▶ _What the task asks_
Find how many lines contain "screenshot" and state only that number.

▶ _The records_
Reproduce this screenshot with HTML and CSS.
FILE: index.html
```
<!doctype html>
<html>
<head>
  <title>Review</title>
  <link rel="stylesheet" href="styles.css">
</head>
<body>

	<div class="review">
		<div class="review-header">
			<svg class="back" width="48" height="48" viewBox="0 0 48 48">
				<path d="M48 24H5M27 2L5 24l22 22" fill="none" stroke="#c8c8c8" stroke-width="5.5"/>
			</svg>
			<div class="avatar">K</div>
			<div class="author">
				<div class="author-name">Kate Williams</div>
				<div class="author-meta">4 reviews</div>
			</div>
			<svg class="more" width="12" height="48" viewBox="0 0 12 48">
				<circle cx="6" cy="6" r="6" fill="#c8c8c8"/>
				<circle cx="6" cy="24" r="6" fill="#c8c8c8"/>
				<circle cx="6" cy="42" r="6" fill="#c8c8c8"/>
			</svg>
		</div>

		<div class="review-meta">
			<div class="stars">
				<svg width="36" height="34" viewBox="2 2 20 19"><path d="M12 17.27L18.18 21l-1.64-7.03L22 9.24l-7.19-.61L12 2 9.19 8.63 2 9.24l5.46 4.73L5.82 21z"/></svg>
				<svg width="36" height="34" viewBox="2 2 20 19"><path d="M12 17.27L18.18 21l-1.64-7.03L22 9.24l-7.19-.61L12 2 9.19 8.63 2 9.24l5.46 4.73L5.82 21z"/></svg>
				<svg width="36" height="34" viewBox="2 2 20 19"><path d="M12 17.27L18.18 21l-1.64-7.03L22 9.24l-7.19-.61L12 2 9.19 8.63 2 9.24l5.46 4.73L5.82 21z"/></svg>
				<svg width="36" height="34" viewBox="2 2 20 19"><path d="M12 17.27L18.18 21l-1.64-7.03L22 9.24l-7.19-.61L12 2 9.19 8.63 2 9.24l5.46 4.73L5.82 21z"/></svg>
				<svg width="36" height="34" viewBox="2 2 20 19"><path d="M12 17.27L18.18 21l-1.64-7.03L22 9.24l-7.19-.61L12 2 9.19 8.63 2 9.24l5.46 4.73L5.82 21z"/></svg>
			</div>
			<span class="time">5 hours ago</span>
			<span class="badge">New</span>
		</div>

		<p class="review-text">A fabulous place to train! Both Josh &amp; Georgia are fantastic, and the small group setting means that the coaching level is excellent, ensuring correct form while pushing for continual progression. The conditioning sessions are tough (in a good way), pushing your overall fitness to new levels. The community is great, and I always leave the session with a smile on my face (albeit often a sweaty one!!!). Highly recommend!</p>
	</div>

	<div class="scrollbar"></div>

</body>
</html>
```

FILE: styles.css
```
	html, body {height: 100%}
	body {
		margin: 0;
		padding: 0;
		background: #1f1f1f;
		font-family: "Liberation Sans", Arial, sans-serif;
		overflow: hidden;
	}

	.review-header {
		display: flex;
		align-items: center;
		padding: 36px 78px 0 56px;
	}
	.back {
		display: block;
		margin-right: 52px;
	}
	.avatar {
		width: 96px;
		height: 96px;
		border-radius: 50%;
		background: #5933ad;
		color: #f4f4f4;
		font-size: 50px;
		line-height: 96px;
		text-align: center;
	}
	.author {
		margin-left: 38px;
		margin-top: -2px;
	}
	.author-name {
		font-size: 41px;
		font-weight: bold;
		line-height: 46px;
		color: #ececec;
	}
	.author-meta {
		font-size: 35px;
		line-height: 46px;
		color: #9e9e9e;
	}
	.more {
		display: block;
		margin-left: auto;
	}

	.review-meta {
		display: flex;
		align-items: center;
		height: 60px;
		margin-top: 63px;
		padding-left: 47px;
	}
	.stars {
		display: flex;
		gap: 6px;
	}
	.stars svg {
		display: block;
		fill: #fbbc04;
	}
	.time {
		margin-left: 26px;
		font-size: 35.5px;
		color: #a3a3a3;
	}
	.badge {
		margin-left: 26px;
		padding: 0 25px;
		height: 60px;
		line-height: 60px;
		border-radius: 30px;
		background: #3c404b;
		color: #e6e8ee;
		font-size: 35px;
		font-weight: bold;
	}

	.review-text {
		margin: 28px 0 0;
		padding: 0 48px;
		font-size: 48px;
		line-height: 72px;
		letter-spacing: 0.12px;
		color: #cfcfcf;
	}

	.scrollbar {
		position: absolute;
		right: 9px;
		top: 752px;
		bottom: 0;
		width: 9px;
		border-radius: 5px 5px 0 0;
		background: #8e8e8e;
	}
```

* * *

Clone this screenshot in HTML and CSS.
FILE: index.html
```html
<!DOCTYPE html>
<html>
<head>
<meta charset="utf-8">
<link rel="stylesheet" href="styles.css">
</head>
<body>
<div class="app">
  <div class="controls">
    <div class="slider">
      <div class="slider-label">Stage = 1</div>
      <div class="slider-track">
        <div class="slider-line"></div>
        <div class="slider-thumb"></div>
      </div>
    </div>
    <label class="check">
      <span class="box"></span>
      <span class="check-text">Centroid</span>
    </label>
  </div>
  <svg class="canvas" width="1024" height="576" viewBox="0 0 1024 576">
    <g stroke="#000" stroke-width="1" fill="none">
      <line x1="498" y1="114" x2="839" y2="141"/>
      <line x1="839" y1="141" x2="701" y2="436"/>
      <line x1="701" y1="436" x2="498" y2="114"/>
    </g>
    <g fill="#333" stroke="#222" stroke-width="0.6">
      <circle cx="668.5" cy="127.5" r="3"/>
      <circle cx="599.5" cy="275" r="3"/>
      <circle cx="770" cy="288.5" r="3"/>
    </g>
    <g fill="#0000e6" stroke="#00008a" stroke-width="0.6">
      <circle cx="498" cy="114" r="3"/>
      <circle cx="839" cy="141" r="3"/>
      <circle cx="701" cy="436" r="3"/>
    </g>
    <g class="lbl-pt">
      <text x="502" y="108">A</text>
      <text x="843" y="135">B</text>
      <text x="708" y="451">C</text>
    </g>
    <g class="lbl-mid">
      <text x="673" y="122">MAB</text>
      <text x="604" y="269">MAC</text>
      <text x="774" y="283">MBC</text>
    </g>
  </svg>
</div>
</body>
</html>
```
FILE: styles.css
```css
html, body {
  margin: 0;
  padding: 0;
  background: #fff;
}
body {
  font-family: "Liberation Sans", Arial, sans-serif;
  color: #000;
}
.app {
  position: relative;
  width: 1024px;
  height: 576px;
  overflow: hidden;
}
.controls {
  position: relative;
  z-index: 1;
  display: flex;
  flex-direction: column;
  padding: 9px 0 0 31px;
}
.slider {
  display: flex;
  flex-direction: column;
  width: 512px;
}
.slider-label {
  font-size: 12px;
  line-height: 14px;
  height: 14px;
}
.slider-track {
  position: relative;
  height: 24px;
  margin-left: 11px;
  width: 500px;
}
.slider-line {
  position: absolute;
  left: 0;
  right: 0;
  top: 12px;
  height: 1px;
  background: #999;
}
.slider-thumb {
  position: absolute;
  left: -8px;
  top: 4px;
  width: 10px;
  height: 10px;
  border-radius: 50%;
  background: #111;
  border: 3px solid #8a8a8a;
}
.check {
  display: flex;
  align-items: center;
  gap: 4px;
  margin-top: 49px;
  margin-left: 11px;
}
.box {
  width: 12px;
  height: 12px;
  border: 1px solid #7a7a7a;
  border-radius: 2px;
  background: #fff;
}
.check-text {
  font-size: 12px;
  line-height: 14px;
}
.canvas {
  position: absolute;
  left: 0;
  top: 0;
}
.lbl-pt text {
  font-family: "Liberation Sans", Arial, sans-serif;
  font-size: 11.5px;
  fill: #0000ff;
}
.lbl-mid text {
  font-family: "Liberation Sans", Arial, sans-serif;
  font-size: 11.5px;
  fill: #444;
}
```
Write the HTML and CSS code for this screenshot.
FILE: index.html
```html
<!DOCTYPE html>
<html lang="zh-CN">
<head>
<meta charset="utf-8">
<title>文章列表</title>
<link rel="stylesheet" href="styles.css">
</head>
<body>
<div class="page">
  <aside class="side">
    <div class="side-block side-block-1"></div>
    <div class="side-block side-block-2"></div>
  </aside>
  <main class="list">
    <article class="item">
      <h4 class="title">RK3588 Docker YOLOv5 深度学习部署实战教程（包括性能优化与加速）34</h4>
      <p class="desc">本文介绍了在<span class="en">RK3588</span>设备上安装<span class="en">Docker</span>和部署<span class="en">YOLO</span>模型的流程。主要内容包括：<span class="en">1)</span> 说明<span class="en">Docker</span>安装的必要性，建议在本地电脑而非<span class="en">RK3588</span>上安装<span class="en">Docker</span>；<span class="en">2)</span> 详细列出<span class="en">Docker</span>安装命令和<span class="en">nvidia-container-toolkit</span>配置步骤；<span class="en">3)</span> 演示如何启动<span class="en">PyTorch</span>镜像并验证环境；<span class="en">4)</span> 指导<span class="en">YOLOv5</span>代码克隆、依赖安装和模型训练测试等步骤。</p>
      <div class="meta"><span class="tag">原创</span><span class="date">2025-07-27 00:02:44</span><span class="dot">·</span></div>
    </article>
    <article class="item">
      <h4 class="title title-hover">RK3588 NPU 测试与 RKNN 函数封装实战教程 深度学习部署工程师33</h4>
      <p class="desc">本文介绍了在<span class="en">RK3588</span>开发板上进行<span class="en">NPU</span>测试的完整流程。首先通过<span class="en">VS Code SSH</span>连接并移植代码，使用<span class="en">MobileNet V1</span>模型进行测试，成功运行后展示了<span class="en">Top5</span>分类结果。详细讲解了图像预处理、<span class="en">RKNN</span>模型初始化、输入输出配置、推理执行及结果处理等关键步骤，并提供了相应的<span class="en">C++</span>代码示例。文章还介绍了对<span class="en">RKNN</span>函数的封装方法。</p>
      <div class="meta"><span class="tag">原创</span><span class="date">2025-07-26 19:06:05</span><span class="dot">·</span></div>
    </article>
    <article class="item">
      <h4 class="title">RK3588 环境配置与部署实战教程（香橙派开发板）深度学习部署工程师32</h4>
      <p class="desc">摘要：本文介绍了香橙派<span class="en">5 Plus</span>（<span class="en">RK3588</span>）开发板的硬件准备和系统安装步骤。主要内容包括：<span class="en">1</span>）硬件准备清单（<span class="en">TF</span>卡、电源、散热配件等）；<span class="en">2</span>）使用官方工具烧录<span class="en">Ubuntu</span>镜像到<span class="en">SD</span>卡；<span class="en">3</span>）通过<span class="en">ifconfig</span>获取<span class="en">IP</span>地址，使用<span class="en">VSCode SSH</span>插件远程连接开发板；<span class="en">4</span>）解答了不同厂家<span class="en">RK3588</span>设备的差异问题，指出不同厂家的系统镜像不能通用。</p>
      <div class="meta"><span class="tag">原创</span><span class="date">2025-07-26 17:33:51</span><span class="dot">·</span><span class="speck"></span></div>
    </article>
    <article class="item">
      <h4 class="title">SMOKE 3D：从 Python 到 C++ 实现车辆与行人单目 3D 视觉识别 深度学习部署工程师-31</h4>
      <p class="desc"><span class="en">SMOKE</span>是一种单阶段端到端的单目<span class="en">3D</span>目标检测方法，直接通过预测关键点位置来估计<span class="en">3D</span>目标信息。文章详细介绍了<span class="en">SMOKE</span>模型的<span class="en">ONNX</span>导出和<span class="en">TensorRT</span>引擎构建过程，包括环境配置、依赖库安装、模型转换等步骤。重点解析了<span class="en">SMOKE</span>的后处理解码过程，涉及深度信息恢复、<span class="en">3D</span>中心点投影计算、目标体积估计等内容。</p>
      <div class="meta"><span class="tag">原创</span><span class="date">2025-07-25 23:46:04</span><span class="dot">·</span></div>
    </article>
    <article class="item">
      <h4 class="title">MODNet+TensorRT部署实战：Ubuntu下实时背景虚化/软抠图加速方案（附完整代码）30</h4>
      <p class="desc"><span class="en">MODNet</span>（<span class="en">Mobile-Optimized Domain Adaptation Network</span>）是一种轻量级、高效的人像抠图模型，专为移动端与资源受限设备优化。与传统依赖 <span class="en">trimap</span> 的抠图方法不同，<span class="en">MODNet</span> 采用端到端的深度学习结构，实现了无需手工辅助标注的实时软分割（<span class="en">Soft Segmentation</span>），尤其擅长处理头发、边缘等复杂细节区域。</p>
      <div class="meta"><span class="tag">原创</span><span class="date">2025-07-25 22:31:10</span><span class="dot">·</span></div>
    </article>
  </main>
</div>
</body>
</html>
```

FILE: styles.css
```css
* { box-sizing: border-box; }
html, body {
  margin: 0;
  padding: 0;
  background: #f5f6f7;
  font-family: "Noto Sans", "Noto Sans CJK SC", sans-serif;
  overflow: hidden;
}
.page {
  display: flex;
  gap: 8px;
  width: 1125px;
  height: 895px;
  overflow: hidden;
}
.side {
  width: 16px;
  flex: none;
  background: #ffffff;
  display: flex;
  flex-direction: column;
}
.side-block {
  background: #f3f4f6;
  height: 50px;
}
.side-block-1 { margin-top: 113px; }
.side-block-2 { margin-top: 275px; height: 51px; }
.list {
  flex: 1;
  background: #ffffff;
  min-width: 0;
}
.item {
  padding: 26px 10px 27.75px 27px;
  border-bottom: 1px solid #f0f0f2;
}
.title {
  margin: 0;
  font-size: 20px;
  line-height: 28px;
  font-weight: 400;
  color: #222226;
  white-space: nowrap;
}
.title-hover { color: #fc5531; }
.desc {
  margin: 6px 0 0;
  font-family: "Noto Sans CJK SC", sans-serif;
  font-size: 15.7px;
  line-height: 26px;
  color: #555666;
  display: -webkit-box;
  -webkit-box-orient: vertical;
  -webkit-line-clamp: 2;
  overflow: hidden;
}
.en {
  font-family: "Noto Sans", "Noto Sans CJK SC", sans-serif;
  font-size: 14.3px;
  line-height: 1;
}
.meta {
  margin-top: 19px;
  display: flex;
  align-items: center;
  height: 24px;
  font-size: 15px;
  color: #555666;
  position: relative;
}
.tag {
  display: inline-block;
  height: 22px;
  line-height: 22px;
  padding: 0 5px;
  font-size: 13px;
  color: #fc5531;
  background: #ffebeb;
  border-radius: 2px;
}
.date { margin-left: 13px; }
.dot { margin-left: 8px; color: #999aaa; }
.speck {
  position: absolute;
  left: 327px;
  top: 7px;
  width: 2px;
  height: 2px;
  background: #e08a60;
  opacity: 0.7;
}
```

▶ _The response_
3